Source material:
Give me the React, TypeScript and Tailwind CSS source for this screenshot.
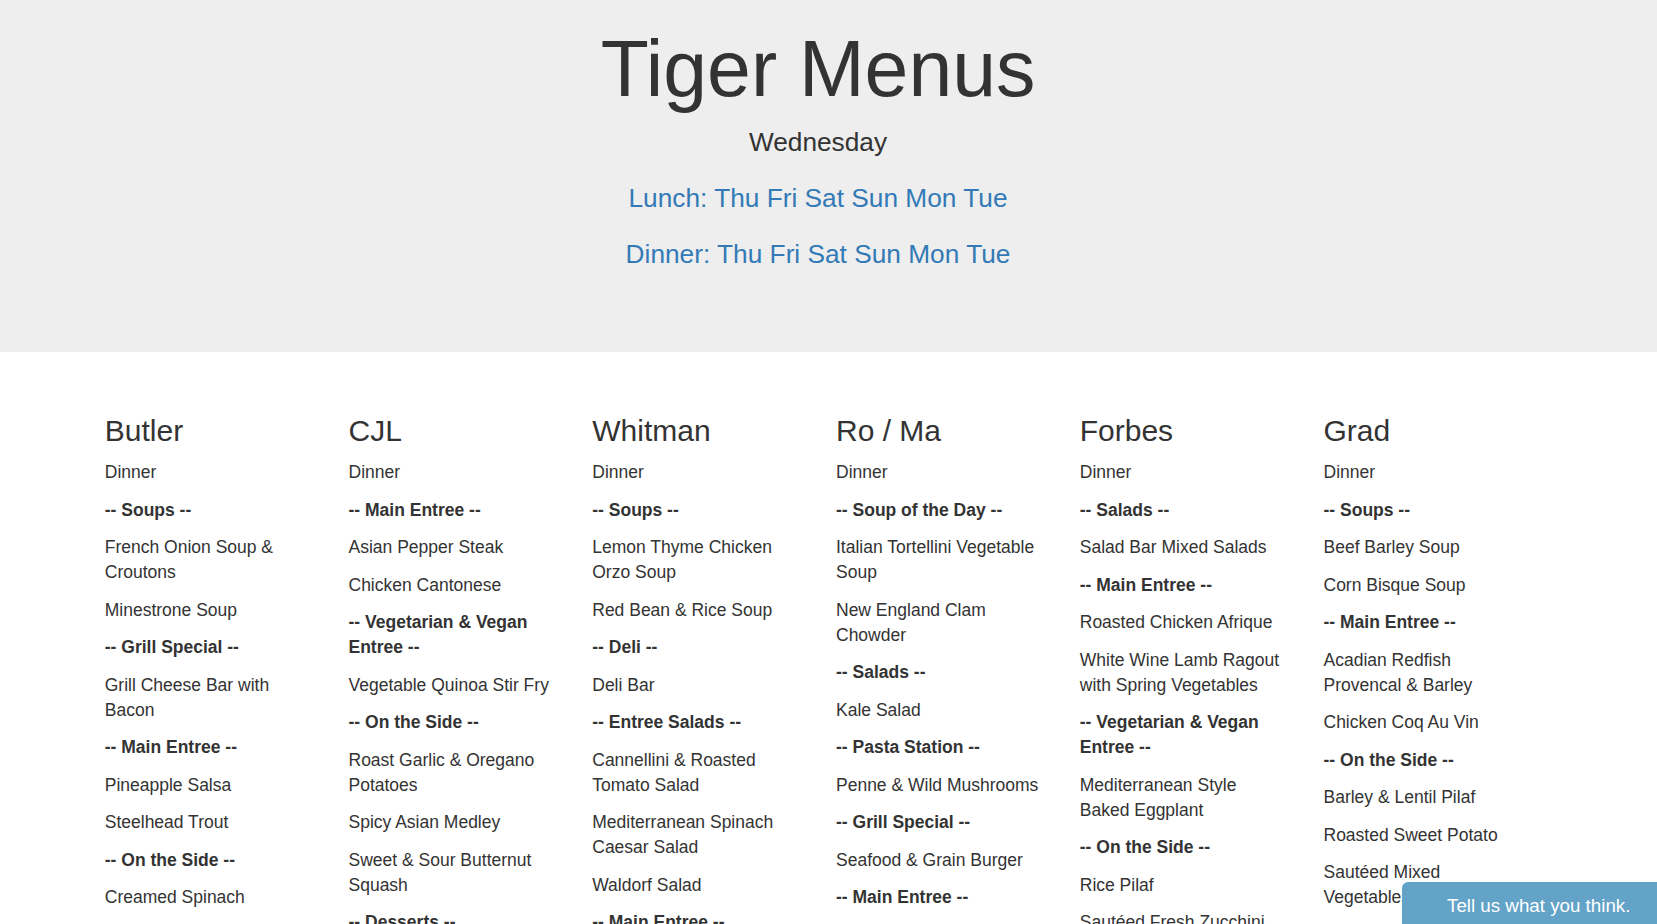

* * *

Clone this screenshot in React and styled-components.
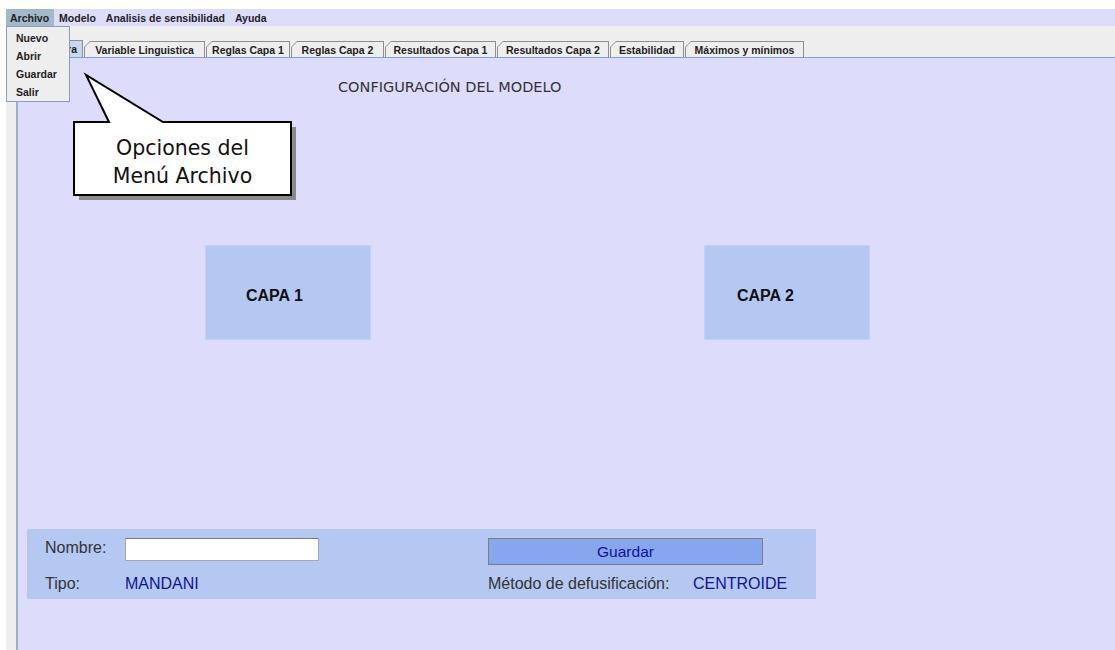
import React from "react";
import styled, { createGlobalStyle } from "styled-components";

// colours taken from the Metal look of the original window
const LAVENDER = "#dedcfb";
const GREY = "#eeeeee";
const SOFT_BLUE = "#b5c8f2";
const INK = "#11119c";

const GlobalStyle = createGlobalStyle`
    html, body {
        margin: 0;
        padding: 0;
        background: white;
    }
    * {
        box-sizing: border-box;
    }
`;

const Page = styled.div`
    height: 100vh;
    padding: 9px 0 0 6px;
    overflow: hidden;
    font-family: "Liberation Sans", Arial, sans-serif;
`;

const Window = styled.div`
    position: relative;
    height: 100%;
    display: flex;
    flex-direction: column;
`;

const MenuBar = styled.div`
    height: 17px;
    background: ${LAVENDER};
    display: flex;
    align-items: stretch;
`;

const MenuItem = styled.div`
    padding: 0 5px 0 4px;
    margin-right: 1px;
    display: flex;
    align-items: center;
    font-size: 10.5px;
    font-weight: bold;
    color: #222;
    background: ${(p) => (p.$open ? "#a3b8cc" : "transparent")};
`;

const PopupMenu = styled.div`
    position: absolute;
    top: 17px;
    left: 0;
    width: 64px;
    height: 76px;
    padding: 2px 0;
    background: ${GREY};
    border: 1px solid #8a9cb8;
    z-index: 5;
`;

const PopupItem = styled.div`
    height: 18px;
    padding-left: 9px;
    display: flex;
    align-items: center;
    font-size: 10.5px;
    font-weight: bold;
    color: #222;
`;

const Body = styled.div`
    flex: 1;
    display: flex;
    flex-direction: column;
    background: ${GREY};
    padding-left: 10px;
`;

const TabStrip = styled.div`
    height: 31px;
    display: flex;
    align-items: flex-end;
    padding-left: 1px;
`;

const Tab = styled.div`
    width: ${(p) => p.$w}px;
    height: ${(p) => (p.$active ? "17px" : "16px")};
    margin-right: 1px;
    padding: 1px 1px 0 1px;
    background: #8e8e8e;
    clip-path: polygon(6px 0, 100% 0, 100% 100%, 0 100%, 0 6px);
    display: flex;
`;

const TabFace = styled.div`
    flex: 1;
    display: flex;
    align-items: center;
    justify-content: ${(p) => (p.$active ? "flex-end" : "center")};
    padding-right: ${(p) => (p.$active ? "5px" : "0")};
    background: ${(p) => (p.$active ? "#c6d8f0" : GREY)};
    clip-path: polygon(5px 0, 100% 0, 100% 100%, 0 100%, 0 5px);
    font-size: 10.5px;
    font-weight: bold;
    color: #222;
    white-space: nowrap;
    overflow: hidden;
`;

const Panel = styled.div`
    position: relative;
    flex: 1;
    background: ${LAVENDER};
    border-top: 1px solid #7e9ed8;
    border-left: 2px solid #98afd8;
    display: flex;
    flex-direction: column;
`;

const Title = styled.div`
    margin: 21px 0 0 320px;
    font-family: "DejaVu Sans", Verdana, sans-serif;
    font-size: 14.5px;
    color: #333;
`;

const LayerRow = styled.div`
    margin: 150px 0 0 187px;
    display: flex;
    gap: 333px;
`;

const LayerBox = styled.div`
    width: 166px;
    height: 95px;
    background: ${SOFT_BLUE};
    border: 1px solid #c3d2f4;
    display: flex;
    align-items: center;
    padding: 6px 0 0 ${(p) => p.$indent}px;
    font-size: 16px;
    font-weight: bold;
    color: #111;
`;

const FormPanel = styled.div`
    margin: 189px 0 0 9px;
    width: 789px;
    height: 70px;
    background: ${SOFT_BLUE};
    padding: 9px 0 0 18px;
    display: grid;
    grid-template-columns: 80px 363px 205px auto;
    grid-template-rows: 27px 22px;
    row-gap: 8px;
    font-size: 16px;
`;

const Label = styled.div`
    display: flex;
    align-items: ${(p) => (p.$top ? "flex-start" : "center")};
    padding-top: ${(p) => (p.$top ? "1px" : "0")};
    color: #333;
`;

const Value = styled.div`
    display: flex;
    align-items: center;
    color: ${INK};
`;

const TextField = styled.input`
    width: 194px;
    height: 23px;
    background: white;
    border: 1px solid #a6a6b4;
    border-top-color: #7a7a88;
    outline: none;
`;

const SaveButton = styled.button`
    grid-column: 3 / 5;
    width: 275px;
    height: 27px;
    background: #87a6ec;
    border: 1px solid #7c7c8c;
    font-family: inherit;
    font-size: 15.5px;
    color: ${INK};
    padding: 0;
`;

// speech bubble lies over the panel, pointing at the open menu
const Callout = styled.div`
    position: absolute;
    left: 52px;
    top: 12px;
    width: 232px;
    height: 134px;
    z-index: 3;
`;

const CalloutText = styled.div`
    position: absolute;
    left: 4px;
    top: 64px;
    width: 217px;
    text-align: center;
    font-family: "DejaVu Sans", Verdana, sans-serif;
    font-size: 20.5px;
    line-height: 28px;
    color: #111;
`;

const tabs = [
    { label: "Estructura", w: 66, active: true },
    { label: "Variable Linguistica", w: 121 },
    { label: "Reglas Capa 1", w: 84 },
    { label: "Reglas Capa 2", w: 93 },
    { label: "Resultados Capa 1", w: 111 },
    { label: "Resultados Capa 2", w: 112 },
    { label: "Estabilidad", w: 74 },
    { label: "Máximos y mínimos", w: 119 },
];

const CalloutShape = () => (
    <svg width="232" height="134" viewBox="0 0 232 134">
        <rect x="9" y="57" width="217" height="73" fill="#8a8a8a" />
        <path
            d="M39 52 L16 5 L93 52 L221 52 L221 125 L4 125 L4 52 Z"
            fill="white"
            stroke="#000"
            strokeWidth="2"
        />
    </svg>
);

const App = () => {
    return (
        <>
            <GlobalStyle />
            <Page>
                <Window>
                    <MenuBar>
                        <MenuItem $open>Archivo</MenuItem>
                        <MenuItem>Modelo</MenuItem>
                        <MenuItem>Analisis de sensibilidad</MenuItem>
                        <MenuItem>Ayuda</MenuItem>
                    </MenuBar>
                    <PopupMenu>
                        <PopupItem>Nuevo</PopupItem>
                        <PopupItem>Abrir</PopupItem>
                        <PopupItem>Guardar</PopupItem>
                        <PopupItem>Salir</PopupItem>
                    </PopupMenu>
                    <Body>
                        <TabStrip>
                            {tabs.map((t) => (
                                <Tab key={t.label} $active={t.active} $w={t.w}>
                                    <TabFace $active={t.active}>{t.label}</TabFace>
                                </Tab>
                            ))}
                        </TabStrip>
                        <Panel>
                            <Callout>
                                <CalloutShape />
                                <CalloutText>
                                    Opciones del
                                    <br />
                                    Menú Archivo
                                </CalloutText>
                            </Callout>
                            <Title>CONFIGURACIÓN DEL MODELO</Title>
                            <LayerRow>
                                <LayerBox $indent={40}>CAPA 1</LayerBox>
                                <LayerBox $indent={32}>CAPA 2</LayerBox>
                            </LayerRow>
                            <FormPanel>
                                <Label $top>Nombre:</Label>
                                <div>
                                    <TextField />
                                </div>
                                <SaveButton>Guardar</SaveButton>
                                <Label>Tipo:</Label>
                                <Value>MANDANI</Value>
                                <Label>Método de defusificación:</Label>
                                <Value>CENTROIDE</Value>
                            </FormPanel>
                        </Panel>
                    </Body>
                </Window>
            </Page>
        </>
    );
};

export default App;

==

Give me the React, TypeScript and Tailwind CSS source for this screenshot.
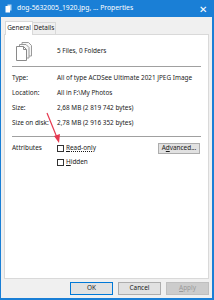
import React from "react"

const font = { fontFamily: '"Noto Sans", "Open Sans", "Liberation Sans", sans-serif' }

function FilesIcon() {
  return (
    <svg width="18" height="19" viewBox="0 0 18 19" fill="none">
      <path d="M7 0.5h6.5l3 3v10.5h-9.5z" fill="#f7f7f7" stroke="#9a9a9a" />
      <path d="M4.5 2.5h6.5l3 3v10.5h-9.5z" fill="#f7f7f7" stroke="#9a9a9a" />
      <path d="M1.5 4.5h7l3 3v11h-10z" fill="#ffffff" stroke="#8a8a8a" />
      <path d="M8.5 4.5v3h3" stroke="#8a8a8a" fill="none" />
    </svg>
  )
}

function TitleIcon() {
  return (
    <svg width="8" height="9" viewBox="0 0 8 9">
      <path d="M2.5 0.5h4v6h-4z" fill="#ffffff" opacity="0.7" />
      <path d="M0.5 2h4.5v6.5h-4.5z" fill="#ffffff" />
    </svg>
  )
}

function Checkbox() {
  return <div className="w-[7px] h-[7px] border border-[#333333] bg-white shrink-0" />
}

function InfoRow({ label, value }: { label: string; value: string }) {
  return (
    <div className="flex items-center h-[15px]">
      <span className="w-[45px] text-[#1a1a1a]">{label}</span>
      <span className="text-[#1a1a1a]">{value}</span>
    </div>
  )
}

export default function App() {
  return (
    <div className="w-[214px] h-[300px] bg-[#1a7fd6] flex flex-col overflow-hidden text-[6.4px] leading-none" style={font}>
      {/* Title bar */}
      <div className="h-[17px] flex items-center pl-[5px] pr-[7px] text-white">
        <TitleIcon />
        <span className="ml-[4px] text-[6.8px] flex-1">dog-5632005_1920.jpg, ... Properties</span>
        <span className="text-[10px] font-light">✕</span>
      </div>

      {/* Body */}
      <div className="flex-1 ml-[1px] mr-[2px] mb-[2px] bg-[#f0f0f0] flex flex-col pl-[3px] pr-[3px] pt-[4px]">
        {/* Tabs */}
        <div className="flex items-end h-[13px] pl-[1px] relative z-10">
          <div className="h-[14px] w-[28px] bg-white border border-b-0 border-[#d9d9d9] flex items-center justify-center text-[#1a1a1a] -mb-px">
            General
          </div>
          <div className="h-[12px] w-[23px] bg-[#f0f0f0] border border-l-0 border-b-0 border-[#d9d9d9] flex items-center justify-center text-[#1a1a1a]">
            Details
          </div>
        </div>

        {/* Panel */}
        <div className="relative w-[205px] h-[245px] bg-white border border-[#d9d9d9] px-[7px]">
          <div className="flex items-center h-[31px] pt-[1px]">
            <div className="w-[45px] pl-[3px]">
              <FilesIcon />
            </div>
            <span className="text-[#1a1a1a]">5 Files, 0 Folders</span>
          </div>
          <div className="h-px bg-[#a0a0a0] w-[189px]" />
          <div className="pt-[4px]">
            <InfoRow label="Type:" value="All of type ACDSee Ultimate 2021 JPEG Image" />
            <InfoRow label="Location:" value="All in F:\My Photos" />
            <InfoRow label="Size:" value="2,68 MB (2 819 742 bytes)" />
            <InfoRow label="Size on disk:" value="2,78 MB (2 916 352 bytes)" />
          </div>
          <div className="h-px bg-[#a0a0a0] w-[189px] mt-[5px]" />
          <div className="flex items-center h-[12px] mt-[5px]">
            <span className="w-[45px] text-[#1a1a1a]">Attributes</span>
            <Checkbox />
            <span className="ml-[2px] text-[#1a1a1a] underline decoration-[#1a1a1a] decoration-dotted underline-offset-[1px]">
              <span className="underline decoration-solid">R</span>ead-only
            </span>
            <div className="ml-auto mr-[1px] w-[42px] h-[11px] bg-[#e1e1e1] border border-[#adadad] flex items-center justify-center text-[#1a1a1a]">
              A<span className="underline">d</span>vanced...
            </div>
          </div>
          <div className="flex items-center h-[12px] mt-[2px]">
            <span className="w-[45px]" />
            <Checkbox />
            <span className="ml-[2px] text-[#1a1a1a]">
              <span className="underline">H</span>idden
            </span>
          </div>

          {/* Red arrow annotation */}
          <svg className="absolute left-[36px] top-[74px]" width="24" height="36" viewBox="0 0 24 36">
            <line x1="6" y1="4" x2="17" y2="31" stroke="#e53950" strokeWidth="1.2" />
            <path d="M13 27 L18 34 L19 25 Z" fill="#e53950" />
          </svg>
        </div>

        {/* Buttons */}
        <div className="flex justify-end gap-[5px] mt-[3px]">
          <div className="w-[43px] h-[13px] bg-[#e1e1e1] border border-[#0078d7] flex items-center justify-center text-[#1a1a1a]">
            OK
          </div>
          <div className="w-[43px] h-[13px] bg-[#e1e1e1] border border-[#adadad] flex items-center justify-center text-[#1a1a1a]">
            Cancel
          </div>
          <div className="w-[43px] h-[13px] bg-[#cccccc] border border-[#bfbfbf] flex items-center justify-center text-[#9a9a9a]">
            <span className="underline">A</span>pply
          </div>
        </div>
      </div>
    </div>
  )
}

Aim: List every line in the records above that contains the word "components".

Expected answer:
Clone this screenshot in React and styled-components.
import styled, { createGlobalStyle } from "styled-components";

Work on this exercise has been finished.